Jerusalem is a horrible place, woth lots of hectoring fanatics of every stripe and hue, all trying to badger you and make you see the world from their point of view. I couldn’t wait to leave.

Nullo's avatar

@meiosis To each his own, I suppose. Some people like the feeling of history.

meiosis's avatar

@Nullo To each their own indeed. Rome, Paris and Barcelona all give me a sense of history. Jerusalem just gave me a sense of unpleasantness.

zen_'s avatar

@meiosis East or West Jerusalem?

meiosis's avatar

@zen We experienced really nasty people in both the east and west parts, though the west had the most in-your-face unpleasantness.

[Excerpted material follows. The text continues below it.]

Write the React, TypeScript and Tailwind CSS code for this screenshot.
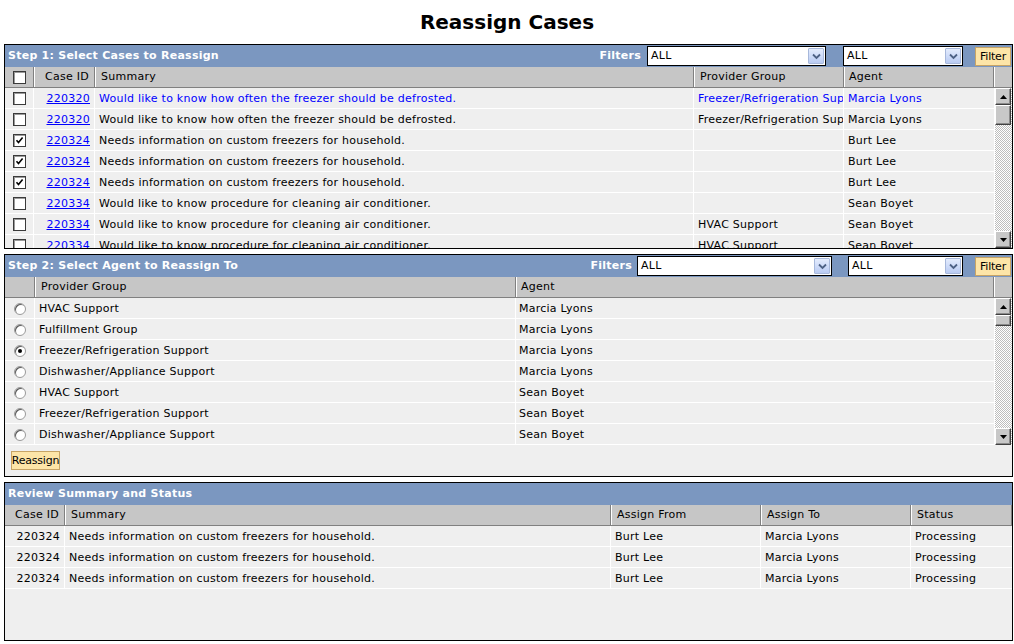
import React from "react";

type CaseRow = {
  id: string;
  summary: string;
  group: string;
  agent: string;
  checked?: boolean;
  active?: boolean;
};

const cases: CaseRow[] = [
  { id: "220320", summary: "Would like to know how often the freezer should be defrosted.", group: "Freezer/Refrigeration Support", agent: "Marcia Lyons", active: true },
  { id: "220320", summary: "Would like to know how often the freezer should be defrosted.", group: "Freezer/Refrigeration Support", agent: "Marcia Lyons" },
  { id: "220324", summary: "Needs information on custom freezers for household.", group: "", agent: "Burt Lee", checked: true },
  { id: "220324", summary: "Needs information on custom freezers for household.", group: "", agent: "Burt Lee", checked: true },
  { id: "220324", summary: "Needs information on custom freezers for household.", group: "", agent: "Burt Lee", checked: true },
  { id: "220334", summary: "Would like to know procedure for cleaning air conditioner.", group: "", agent: "Sean Boyet" },
  { id: "220334", summary: "Would like to know procedure for cleaning air conditioner.", group: "HVAC Support", agent: "Sean Boyet" },
  { id: "220334", summary: "Would like to know procedure for cleaning air conditioner.", group: "HVAC Support", agent: "Sean Boyet" },
];

const agents = [
  { group: "HVAC Support", agent: "Marcia Lyons" },
  { group: "Fulfillment Group", agent: "Marcia Lyons" },
  { group: "Freezer/Refrigeration Support", agent: "Marcia Lyons", selected: true },
  { group: "Dishwasher/Appliance Support", agent: "Marcia Lyons" },
  { group: "HVAC Support", agent: "Sean Boyet" },
  { group: "Freezer/Refrigeration Support", agent: "Sean Boyet" },
  { group: "Dishwasher/Appliance Support", agent: "Sean Boyet" },
];

const review = [
  { id: "220324", summary: "Needs information on custom freezers for household.", from: "Burt Lee", to: "Marcia Lyons", status: "Processing" },
  { id: "220324", summary: "Needs information on custom freezers for household.", from: "Burt Lee", to: "Marcia Lyons", status: "Processing" },
  { id: "220324", summary: "Needs information on custom freezers for household.", from: "Burt Lee", to: "Marcia Lyons", status: "Processing" },
];

function Checkbox({ checked }: { checked?: boolean }) {
  return (
    <span className="flex items-center justify-center w-[13px] h-[13px] bg-white border border-[#3a3a3a] shadow-[inset_1px_1px_0_#9a9a9a]">
      {checked && (
        <svg width="9" height="9" viewBox="0 0 9 9">
          <path d="M1.5 4.2 L3.5 6.5 L7.6 1.5" fill="none" stroke="#000" strokeWidth="1.6" />
        </svg>
      )}
    </span>
  );
}

function Radio({ checked }: { checked?: boolean }) {
  return (
    <span className="flex items-center justify-center w-[12px] h-[12px] rounded-full bg-white border border-[#9a9a9a] shadow-[inset_1px_1px_0_#5a5a5a]">
      {checked && <span className="w-[4px] h-[4px] rounded-full bg-black" />}
    </span>
  );
}

function SelectBox({ className }: { className: string }) {
  return (
    <div className={`flex items-center h-[20px] bg-white border border-black ${className}`}>
      <span className="flex-1 pl-[3px] pt-[1px] text-[11px] text-black">ALL</span>
      <span className="flex items-center justify-center w-[16px] h-[16px] mr-[1px] border border-[#a7b8db] rounded-[1px] bg-gradient-to-b from-[#e4ecfd] to-[#b9cbf3]">
        <svg width="9" height="7" viewBox="0 0 9 7">
          <path d="M1 1.5 L4.5 5 L8 1.5" fill="none" stroke="#4d6185" strokeWidth="1.8" />
        </svg>
      </span>
    </div>
  );
}

function YellowButton({ label, className }: { label: string; className: string }) {
  return (
    <span className={`flex items-center justify-center h-[19px] bg-[#fde5a8] border border-[#c7a466] text-[11px] tracking-[-0.2px] text-black leading-none ${className}`}>
      {label}
    </span>
  );
}

function ScrollBtn({ down }: { down?: boolean }) {
  return (
    <div className="flex items-center justify-center w-[16px] h-[17px] bg-[#c8c8c8] border-t border-l border-white border-b border-r border-b-[#404040] border-r-[#404040] shadow-[inset_-1px_-1px_0_#8a8a8a]">
      <svg width="7" height="4" viewBox="0 0 7 4">
        {down ? <path d="M0 0 H7 L3.5 4 Z" fill="#000" /> : <path d="M0 4 H7 L3.5 0 Z" fill="#000" />}
      </svg>
    </div>
  );
}

function Scrollbar({ height, thumb }: { height: string; thumb: string }) {
  return (
    <div className={`flex flex-col justify-between w-[18px] ${height} border-l border-white pr-[1px] bg-[repeating-conic-gradient(#bdbdbd_0%_25%,#ffffff_0%_50%)] bg-[length:2px_2px]`}>
      <div className="flex flex-col">
        <ScrollBtn />
        <div className={`w-[16px] ${thumb} bg-[#c8c8c8] border-t border-l border-white border-b border-r border-b-[#404040] border-r-[#404040] shadow-[inset_-1px_-1px_0_#8a8a8a]`} />
      </div>
      <ScrollBtn down />
    </div>
  );
}

function PanelHeader({ title, children }: { title: string; children?: React.ReactNode }) {
  return (
    <div className="flex items-center h-[22px] bg-[#7b97c0] pl-[3px]">
      <span className="text-[11px] font-bold text-white tracking-[0.25px]">{title}</span>
      {children}
    </div>
  );
}

function HeadCell({ className, children }: { className: string; children?: React.ReactNode }) {
  return (
    <div className={`flex items-center h-full border-l border-white border-r border-r-[#808080] overflow-hidden whitespace-nowrap ${className}`}>
      {children}
    </div>
  );
}

export default function App() {
  return (
    <div className="w-[1014px] h-[644px] bg-white font-['DejaVu_Sans',Verdana,sans-serif] text-[11px] tracking-[0.25px] text-black">
      <div className="flex items-center justify-center h-[44px]">
        <h1 className="text-[20px] font-bold leading-none tracking-normal">Reassign Cases</h1>
      </div>

      {/* Step 1 */}
      <div className="ml-[4px] w-[1009px] border border-black">
        <PanelHeader title="Step 1: Select Cases to Reassign">
          <span className="ml-auto mr-[6px] text-[11px] font-bold text-white">Filters</span>
          <SelectBox className="w-[179px]" />
          <SelectBox className="w-[120px] ml-[17px]" />
          <span className="ml-[12px] mr-[1px]">
            <YellowButton label="Filter" className="w-[36px]" />
          </span>
        </PanelHeader>
        <div className="flex h-[21px] bg-[#c6c6c6] border-b border-[#808080]">
          <HeadCell className="w-[29px] justify-center border-l-0">
            <Checkbox />
          </HeadCell>
          <HeadCell className="w-[61px] justify-end pr-[5px]">Case ID</HeadCell>
          <HeadCell className="w-[599px] pl-[5px]">Summary</HeadCell>
          <HeadCell className="w-[150px] pl-[5px]">Provider Group</HeadCell>
          <HeadCell className="w-[150px] pl-[4px]">Agent</HeadCell>
          <HeadCell className="w-[18px] border-r-0" />
        </div>
        <div className="flex h-[160px] bg-[#efefef]">
          <div className="w-[989px] h-[160px] overflow-hidden">
            {cases.map((c, i) => (
              <div key={i} className={`flex h-[21px] border-b border-white ${c.active ? "text-[#0000ff]" : ""}`}>
                <div className="flex items-center justify-center w-[29px] pt-[1px] border-r border-white">
                  <Checkbox checked={c.checked} />
                </div>
                <div className="flex items-center justify-end w-[61px] pt-[2px] pr-[4px] border-r border-white">
                  <span className="text-[#0000ff] underline">{c.id}</span>
                </div>
                <div className="flex items-center w-[599px] pt-[2px] pl-[4px] border-r border-white whitespace-nowrap overflow-hidden">{c.summary}</div>
                <div className="flex items-center w-[150px] pt-[2px] pl-[4px] border-r border-white whitespace-nowrap overflow-hidden">{c.group}</div>
                <div className="flex items-center w-[150px] pt-[2px] pl-[4px] whitespace-nowrap overflow-hidden">{c.agent}</div>
              </div>
            ))}
          </div>
          <Scrollbar height="h-[160px]" thumb="h-[20px]" />
        </div>
      </div>

      {/* Step 2 */}
      <div className="mt-[5px] ml-[4px] w-[1009px] border border-black">
        <PanelHeader title="Step 2: Select Agent to Reassign To">
          <span className="ml-auto mr-[5px] text-[11px] font-bold text-white">Filters</span>
          <SelectBox className="w-[195px]" />
          <SelectBox className="w-[115px] ml-[16px]" />
          <span className="ml-[12px] mr-[1px]">
            <YellowButton label="Filter" className="w-[36px]" />
          </span>
        </PanelHeader>
        <div className="flex h-[21px] bg-[#c6c6c6] border-b border-[#808080]">
          <HeadCell className="w-[30px] border-l-0" />
          <HeadCell className="w-[481px] pl-[5px]">Provider Group</HeadCell>
          <HeadCell className="w-[478px] pl-[4px]">Agent</HeadCell>
          <HeadCell className="w-[18px] border-r-0" />
        </div>
        <div className="flex h-[147px] bg-[#efefef]">
          <div className="w-[989px] h-[147px] overflow-hidden">
            {agents.map((a, i) => (
              <div key={i} className="flex h-[21px] border-b border-white">
                <div className="flex items-center justify-center w-[30px] pt-[1px] border-r border-white">
                  <Radio checked={a.selected} />
                </div>
                <div className="flex items-center w-[481px] pt-[2px] pl-[4px] border-r border-white whitespace-nowrap">{a.group}</div>
                <div className="flex items-center w-[478px] pt-[2px] pl-[3px] whitespace-nowrap">{a.agent}</div>
              </div>
            ))}
          </div>
          <Scrollbar height="h-[147px]" thumb="h-[11px]" />
        </div>
        <div className="flex items-center h-[31px] bg-[#efefef] pl-[6px]">
          <YellowButton label="Reassign" className="w-[49px]" />
        </div>
      </div>

      {/* Review */}
      <div className="mt-[5px] ml-[4px] w-[1009px] h-[159px] flex flex-col border border-black">
        <PanelHeader title="Review Summary and Status" />
        <div className="flex h-[21px] bg-[#c6c6c6] border-b border-[#808080]">
          <HeadCell className="w-[60px] justify-end pr-[5px] border-l-0">Case ID</HeadCell>
          <HeadCell className="w-[546px] pl-[5px]">Summary</HeadCell>
          <HeadCell className="w-[150px] pl-[5px]">Assign From</HeadCell>
          <HeadCell className="w-[150px] pl-[5px]">Assign To</HeadCell>
          <HeadCell className="w-[101px] pl-[5px]">Status</HeadCell>
        </div>
        <div className="flex-1 bg-[#efefef]">
          {review.map((r, i) => (
            <div key={i} className="flex h-[21px] border-b border-white">
              <div className="flex items-center justify-end w-[60px] pt-[2px] pr-[4px] border-r border-white">{r.id}</div>
              <div className="flex items-center w-[546px] pt-[2px] pl-[4px] border-r border-white whitespace-nowrap">{r.summary}</div>
              <div className="flex items-center w-[150px] pt-[2px] pl-[4px] border-r border-white">{r.from}</div>
              <div className="flex items-center w-[150px] pt-[2px] pl-[4px] border-r border-white">{r.to}</div>
              <div className="flex items-center w-[101px] pt-[2px] pl-[4px]">{r.status}</div>
            </div>
          ))}
        </div>
      </div>
    </div>
  );
}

The racism from much of the crowd directed at two black players at a Beitar Jerusalem v Sporting Lisbon football match I went to was sickening.

zen_'s avatar

How was the game?

meiosis's avatar

It was a fairly dull 0–0 draw Sporting won the second leg back on Portugal 4–0. It’s the only game I’ve ever been to where I’ve changed my allegiance halfway though – I’d started as a Beitar supporter out of politeness to the friend who’d taken me, but switched due to the outrageous behaviour of a large proportion of the crowd.

zen_'s avatar

Been to a game in England?

bob_'s avatar

Been to a game in Italy?

Jeruba's avatar

Heavens, I hope no nation on earth would be judged by the conduct of its fans at a sporting event. However, in drawing out people’s most primitive behavior, perhaps they could instead be seen as underscoring our common bond.

zen_'s avatar

@bob_ Playing games is more fun: this one is actually called “Soccer Violence” – jeez.

Great for kids

Nullo's avatar

Misbehavior seems to be endemic to soccer.
@bob_ I used to live behind an Italian soccer stadium. Even ‘normal’ matches had a heavy police presence.

meiosis's avatar

@zen_ I’ve been to hundreds of games in England. Why do you ask?

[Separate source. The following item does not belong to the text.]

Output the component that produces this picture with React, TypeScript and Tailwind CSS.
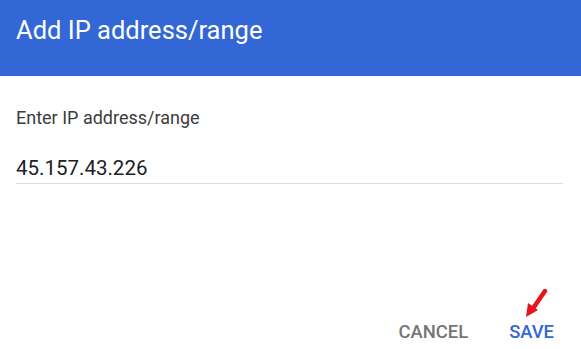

For what it’s worth, the level of racism I’ve seen at English grounds, even in the dark days of the 1970s, simply doesn’t compare to what I witnessed in Jerusalem. The chants, jeers, whistles, monkey noises, grunts etc. were on a mass scale (around ¼ of the crowd it seemed to me), and another good proportion sat chortling at the humour of it all. At English games over the past 20–30 years, anyone shouting racist abuse has generally been shouted down by the people around them, and quite often ejected from the ground by stewards. The idea of endemic football hooliganism at English grounds is probably about 25 years out of date.

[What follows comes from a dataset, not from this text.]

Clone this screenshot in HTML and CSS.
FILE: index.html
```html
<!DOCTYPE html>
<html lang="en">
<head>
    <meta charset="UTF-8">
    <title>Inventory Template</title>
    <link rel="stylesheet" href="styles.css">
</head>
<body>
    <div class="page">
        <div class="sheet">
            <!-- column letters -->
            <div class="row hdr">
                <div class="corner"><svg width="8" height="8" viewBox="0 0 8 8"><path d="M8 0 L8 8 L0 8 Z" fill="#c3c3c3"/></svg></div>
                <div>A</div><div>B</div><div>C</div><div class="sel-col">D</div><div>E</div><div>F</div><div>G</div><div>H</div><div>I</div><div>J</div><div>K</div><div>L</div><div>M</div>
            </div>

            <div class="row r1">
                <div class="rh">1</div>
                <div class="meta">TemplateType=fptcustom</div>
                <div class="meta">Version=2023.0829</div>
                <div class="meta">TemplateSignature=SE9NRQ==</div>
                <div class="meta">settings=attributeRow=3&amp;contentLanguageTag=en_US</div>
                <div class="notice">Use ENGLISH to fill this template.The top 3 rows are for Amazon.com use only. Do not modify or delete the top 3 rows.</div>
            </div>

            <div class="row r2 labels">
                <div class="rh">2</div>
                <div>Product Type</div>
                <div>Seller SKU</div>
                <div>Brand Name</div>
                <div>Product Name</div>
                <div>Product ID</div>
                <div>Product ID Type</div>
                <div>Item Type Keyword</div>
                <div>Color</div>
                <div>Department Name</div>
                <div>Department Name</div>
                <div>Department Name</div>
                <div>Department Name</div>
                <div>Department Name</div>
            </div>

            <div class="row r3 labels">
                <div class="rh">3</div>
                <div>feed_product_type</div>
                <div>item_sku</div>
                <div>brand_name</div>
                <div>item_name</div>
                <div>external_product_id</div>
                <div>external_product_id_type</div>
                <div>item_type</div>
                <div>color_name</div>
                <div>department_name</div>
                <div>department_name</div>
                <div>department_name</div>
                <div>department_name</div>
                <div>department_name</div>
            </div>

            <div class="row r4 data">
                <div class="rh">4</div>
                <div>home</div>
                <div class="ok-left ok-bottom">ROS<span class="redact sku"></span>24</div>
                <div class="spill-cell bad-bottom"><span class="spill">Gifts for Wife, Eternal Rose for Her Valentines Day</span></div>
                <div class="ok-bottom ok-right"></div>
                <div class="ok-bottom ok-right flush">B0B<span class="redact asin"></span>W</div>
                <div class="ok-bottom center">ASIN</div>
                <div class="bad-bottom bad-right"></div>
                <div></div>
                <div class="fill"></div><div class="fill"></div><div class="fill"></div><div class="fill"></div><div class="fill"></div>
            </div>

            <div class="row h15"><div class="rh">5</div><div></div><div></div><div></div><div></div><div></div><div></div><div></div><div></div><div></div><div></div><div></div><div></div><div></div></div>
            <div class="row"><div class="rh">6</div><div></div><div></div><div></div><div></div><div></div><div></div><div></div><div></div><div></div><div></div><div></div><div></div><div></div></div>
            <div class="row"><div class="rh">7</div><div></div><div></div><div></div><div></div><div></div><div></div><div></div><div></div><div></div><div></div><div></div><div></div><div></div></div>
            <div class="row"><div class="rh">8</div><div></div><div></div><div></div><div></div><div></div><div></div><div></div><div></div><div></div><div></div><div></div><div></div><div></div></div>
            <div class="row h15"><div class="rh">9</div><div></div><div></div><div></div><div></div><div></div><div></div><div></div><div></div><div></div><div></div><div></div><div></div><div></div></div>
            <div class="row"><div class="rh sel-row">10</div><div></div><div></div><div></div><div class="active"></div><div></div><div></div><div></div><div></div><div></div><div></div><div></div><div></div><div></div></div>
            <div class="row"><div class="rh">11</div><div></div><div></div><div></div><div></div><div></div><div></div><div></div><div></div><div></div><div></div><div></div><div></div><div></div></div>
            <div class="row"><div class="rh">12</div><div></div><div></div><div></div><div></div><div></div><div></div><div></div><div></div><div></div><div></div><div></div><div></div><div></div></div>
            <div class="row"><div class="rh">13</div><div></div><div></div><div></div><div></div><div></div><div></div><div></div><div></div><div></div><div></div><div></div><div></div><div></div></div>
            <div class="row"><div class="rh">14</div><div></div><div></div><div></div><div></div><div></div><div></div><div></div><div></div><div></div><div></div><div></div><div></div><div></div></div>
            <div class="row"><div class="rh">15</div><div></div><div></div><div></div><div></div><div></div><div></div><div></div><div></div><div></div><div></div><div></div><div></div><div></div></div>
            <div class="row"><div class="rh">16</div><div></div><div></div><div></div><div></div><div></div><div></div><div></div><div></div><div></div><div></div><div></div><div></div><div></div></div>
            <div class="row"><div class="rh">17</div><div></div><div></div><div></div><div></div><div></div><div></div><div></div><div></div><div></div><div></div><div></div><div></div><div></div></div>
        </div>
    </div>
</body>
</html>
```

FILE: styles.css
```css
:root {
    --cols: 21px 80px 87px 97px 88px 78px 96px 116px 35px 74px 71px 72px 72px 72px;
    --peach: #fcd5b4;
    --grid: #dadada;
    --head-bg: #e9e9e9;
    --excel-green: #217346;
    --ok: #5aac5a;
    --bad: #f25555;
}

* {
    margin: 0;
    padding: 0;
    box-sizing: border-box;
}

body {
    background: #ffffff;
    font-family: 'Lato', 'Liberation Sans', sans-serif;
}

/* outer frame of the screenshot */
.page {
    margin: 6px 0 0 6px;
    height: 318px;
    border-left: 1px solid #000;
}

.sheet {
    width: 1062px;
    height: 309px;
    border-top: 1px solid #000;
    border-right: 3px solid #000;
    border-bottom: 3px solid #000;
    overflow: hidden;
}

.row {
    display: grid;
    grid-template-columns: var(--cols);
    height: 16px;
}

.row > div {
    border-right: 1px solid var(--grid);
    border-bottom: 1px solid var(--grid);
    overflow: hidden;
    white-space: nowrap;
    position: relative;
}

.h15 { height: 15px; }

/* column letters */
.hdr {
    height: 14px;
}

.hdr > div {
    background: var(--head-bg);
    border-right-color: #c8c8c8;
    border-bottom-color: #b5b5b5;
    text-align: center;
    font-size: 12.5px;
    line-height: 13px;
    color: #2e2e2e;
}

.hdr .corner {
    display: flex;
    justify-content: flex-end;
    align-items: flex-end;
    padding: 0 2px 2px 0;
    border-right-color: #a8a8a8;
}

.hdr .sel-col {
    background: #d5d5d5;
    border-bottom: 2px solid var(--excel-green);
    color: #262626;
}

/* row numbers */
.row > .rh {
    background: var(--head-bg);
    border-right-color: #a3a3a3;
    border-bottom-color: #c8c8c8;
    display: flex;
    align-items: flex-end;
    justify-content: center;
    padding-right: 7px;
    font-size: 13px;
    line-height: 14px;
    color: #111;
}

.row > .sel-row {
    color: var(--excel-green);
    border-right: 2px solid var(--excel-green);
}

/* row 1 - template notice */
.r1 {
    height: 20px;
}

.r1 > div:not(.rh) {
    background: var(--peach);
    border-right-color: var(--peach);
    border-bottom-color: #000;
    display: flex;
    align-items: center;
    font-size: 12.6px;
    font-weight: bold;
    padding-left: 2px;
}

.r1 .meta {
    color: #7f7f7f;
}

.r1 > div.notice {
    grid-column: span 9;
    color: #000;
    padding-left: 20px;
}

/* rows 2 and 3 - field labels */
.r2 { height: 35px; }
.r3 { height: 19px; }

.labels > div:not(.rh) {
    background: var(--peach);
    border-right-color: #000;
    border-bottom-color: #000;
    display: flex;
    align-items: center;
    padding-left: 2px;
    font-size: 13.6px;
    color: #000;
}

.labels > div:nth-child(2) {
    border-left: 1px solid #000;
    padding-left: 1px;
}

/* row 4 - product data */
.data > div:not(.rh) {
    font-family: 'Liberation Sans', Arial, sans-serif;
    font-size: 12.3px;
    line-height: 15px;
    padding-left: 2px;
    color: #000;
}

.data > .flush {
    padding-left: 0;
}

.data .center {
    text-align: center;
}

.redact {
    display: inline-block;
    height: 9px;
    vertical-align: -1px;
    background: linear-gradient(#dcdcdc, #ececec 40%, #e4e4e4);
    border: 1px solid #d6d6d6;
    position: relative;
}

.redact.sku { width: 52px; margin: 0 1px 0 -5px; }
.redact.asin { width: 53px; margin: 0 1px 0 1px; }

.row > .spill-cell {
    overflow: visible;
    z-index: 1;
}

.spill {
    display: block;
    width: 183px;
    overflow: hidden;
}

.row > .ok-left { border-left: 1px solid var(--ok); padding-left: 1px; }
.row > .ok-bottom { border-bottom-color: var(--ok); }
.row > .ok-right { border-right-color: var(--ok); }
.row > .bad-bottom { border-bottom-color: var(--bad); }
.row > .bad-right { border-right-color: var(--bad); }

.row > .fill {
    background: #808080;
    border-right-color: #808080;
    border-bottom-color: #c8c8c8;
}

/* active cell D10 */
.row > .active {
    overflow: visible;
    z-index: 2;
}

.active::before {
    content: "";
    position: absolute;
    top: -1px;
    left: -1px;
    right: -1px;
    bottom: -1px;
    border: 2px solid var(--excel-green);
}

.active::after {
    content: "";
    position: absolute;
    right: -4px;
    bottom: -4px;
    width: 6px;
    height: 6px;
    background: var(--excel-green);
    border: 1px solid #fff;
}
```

@Jeruba I certainly wouldn’t judge anyone, except the people actually at the ground, for what went on that night. The majority of the people I met in Israel were either indifferent towards me (which is fine) or perfectly pleasant. I raised it because it was one of the experiences I had that gave me a poor impression of Jerusalem.

zen_'s avatar

@meiosis Beitar Jerusalem FC (Hebrew: מועדון כדורגל בית”ר ירושלים‎, Moadon Kaduregel Beitar Yerushalayim) is an Israeli football club from Jerusalem. The club is based at the Teddy Stadium in the Malha neighborhood, and plays in black and yellow. The club has been associated with Right-wing Israeli politics for over 70 years and attracts support from the La Familia Ultras group.[1]

From wiki.

I’m not making excuses, but you did choose the most infamous team in Israel. They are right wing, arab haters and even hate everyone else – especially the hapoel teams – usually associated with the left, kibbutz and such.

I won’t let my son go to their games – even when they play our team at home. They be violent ass-holes.

Nuf said.

Sorry you had a bad experience. I have travelled the world – some good times, some bad. It’s true: some memories stick – even though they are a fraction of the whole trip. Next time look me up – I’ll show you a good time. Promise.

bob_'s avatar

@Nullo Yeah, those guys really like their calcio. I was at the Coppa Italia final in 2006 (Inter – Roma, in Milan). Some Roma fans started to make a mess in the stands, so the police were sent to control them. We saw a Roma fan with Nunchucks. Veramente un casino!

Nullo's avatar

@bob_ What were you doing there, I wonder?

@zen_ Out of curiosity, what sorts of philosophies does a person find in a right-wing Israeli party? It sorta seems like everybody is desperate to associate rabid racism with right-wings. It’s irritating.

bob_'s avatar

@Nullo Semester abroad.

mammal's avatar

@Nullo Out of curiosity, what sorts of philosophies does a person find in a right-wing Israeli party? It sorta seems like everybody is desperate to associate rabid racism with right-wings. It’s irritating.

fascist ones.

Israel is a profoundly Right Wing, militarised, ultra nationalistic country at de facto war with it’s neighbors, with an apartheid system that would be the envy of any former white South African government. There is an elephant in the room and no-one has noticed. Israel is fascist. It’s a fascist state.

Racism is endemic in soccer universally, a game that has traditionally attracted a working class support base, who’s very emotional well being is dictated by the success of their respective teams, who are of limited financial means and predisposed to venting their class and racial hatred, sometimes violently at Soccer venues. Therefore it comes as no surprise that Israeli soccer fans indulge in exceptionally racist behaviour.

Only in America is soccer a middle class phenomenon, in fact one senator i forget which, led a crusade back in the 1920’s to stem the rising popularity of soccer in America because he feared it would incite Bolshevism, football was promoted on an ideological basis as a more wholesome alternative.

The right wing is economically divisive, agreed? it believes or accepts economic disparity to be the natural order, as opposed to the left who would prefer an economically classless society. Economic disparity creates class conflict, which is further exacerbated by conditions such as the influx of immigrant labour competing for jobs and driving down wages, notwithstanding the cultural differences. Therefore in traditionally right-wing regimes, racism and sectarianism becomes embroiled with class conflict and are of a peculiar intensity.

Nullo's avatar

@mammal You have managed to be consistently wrong about a lot of things. I think that I’ll wait for @zen_‘s response.